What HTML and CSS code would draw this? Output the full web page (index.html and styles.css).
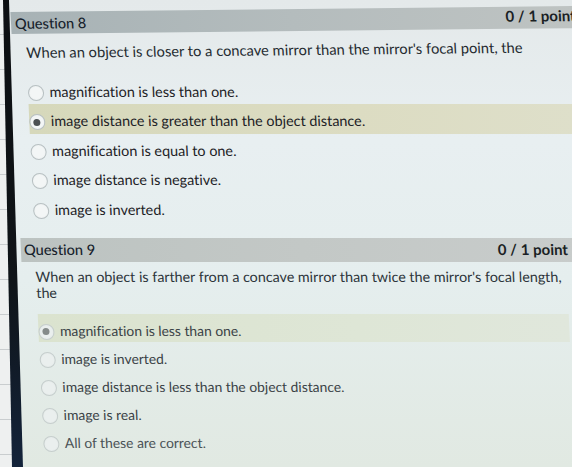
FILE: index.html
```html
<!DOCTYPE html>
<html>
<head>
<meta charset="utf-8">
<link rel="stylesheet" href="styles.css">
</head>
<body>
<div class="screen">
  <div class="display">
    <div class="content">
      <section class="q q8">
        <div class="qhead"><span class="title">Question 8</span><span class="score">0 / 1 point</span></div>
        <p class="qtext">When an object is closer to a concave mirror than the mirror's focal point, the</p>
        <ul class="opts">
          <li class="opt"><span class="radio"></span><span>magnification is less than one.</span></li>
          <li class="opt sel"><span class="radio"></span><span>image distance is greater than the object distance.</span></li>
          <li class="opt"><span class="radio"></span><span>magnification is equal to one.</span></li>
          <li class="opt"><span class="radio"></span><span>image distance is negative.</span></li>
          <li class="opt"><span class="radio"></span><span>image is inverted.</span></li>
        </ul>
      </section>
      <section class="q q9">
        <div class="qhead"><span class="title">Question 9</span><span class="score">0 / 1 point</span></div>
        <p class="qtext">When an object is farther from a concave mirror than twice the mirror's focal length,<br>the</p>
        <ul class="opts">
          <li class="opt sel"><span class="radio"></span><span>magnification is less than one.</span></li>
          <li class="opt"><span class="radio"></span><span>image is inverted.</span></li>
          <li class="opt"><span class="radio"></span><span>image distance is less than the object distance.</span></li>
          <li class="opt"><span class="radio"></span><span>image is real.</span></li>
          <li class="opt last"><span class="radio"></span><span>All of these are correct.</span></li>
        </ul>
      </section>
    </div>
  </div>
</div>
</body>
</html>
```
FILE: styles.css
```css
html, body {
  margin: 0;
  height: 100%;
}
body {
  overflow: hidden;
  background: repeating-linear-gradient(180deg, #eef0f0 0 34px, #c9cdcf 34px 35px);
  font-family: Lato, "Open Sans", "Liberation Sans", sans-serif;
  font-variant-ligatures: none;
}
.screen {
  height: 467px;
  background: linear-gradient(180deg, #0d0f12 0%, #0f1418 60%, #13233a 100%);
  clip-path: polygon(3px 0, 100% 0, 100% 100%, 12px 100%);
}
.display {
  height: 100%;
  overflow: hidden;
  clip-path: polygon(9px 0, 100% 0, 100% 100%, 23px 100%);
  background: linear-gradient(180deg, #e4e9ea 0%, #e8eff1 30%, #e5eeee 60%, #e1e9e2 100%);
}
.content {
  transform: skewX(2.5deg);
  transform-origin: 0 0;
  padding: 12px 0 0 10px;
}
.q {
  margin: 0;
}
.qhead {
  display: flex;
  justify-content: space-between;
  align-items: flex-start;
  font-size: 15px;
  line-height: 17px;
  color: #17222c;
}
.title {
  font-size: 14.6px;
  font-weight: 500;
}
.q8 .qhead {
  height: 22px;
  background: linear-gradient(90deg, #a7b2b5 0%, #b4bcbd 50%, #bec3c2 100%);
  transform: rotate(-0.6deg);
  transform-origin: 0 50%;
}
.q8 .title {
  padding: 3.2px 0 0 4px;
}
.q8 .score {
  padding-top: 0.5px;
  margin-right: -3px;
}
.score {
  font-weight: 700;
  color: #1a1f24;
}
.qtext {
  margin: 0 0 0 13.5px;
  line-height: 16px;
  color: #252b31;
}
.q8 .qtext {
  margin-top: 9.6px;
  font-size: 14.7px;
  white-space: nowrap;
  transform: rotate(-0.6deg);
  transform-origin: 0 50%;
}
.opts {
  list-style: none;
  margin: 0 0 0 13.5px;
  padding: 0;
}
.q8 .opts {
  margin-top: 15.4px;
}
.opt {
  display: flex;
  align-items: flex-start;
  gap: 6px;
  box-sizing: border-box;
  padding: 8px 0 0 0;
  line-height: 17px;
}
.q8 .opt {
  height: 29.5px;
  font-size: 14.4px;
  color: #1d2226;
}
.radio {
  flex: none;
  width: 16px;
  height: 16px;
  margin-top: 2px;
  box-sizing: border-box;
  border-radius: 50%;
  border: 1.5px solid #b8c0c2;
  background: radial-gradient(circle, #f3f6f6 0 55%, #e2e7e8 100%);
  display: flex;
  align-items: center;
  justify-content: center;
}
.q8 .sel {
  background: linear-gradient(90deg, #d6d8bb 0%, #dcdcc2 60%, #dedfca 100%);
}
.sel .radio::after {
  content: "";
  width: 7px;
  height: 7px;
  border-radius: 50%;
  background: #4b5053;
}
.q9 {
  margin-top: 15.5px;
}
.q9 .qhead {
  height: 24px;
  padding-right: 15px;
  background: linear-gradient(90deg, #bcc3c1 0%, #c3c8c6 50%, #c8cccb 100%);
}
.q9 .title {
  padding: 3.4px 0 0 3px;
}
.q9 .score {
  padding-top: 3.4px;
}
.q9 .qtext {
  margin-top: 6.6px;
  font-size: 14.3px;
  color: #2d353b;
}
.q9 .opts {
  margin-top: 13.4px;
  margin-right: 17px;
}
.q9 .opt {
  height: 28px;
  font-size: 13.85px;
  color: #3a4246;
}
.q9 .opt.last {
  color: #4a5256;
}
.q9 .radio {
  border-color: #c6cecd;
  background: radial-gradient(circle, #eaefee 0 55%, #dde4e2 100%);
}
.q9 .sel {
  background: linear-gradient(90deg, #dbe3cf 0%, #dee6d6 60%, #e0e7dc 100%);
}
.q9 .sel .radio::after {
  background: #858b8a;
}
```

★ ★ ★

Copy out the listing exactly as it stands, but not the pictures.

What HTML and CSS code would draw this? Output the full web page (index.html and styles.css).
FILE: index.html
```html
<!DOCTYPE html>
<html>
<head>
<meta charset="utf-8">
<link rel="stylesheet" href="styles.css">
</head>
<body>
<div class="screen">
  <div class="display">
    <div class="content">
      <section class="q q8">
        <div class="qhead"><span class="title">Question 8</span><span class="score">0 / 1 point</span></div>
        <p class="qtext">When an object is closer to a concave mirror than the mirror's focal point, the</p>
        <ul class="opts">
          <li class="opt"><span class="radio"></span><span>magnification is less than one.</span></li>
          <li class="opt sel"><span class="radio"></span><span>image distance is greater than the object distance.</span></li>
          <li class="opt"><span class="radio"></span><span>magnification is equal to one.</span></li>
          <li class="opt"><span class="radio"></span><span>image distance is negative.</span></li>
          <li class="opt"><span class="radio"></span><span>image is inverted.</span></li>
        </ul>
      </section>
      <section class="q q9">
        <div class="qhead"><span class="title">Question 9</span><span class="score">0 / 1 point</span></div>
        <p class="qtext">When an object is farther from a concave mirror than twice the mirror's focal length,<br>the</p>
        <ul class="opts">
          <li class="opt sel"><span class="radio"></span><span>magnification is less than one.</span></li>
          <li class="opt"><span class="radio"></span><span>image is inverted.</span></li>
          <li class="opt"><span class="radio"></span><span>image distance is less than the object distance.</span></li>
          <li class="opt"><span class="radio"></span><span>image is real.</span></li>
          <li class="opt last"><span class="radio"></span><span>All of these are correct.</span></li>
        </ul>
      </section>
    </div>
  </div>
</div>
</body>
</html>
```
FILE: styles.css
```css
html, body {
  margin: 0;
  height: 100%;
}
body {
  overflow: hidden;
  background: repeating-linear-gradient(180deg, #eef0f0 0 34px, #c9cdcf 34px 35px);
  font-family: Lato, "Open Sans", "Liberation Sans", sans-serif;
  font-variant-ligatures: none;
}
.screen {
  height: 467px;
  background: linear-gradient(180deg, #0d0f12 0%, #0f1418 60%, #13233a 100%);
  clip-path: polygon(3px 0, 100% 0, 100% 100%, 12px 100%);
}
.display {
  height: 100%;
  overflow: hidden;
  clip-path: polygon(9px 0, 100% 0, 100% 100%, 23px 100%);
  background: linear-gradient(180deg, #e4e9ea 0%, #e8eff1 30%, #e5eeee 60%, #e1e9e2 100%);
}
.content {
  transform: skewX(2.5deg);
  transform-origin: 0 0;
  padding: 12px 0 0 10px;
}
.q {
  margin: 0;
}
.qhead {
  display: flex;
  justify-content: space-between;
  align-items: flex-start;
  font-size: 15px;
  line-height: 17px;
  color: #17222c;
}
.title {
  font-size: 14.6px;
  font-weight: 500;
}
.q8 .qhead {
  height: 22px;
  background: linear-gradient(90deg, #a7b2b5 0%, #b4bcbd 50%, #bec3c2 100%);
  transform: rotate(-0.6deg);
  transform-origin: 0 50%;
}
.q8 .title {
  padding: 3.2px 0 0 4px;
}
.q8 .score {
  padding-top: 0.5px;
  margin-right: -3px;
}
.score {
  font-weight: 700;
  color: #1a1f24;
}
.qtext {
  margin: 0 0 0 13.5px;
  line-height: 16px;
  color: #252b31;
}
.q8 .qtext {
  margin-top: 9.6px;
  font-size: 14.7px;
  white-space: nowrap;
  transform: rotate(-0.6deg);
  transform-origin: 0 50%;
}
.opts {
  list-style: none;
  margin: 0 0 0 13.5px;
  padding: 0;
}
.q8 .opts {
  margin-top: 15.4px;
}
.opt {
  display: flex;
  align-items: flex-start;
  gap: 6px;
  box-sizing: border-box;
  padding: 8px 0 0 0;
  line-height: 17px;
}
.q8 .opt {
  height: 29.5px;
  font-size: 14.4px;
  color: #1d2226;
}
.radio {
  flex: none;
  width: 16px;
  height: 16px;
  margin-top: 2px;
  box-sizing: border-box;
  border-radius: 50%;
  border: 1.5px solid #b8c0c2;
  background: radial-gradient(circle, #f3f6f6 0 55%, #e2e7e8 100%);
  display: flex;
  align-items: center;
  justify-content: center;
}
.q8 .sel {
  background: linear-gradient(90deg, #d6d8bb 0%, #dcdcc2 60%, #dedfca 100%);
}
.sel .radio::after {
  content: "";
  width: 7px;
  height: 7px;
  border-radius: 50%;
  background: #4b5053;
}
.q9 {
  margin-top: 15.5px;
}
.q9 .qhead {
  height: 24px;
  padding-right: 15px;
  background: linear-gradient(90deg, #bcc3c1 0%, #c3c8c6 50%, #c8cccb 100%);
}
.q9 .title {
  padding: 3.4px 0 0 3px;
}
.q9 .score {
  padding-top: 3.4px;
}
.q9 .qtext {
  margin-top: 6.6px;
  font-size: 14.3px;
  color: #2d353b;
}
.q9 .opts {
  margin-top: 13.4px;
  margin-right: 17px;
}
.q9 .opt {
  height: 28px;
  font-size: 13.85px;
  color: #3a4246;
}
.q9 .opt.last {
  color: #4a5256;
}
.q9 .radio {
  border-color: #c6cecd;
  background: radial-gradient(circle, #eaefee 0 55%, #dde4e2 100%);
}
.q9 .sel {
  background: linear-gradient(90deg, #dbe3cf 0%, #dee6d6 60%, #e0e7dc 100%);
}
.q9 .sel .radio::after {
  background: #858b8a;
}
```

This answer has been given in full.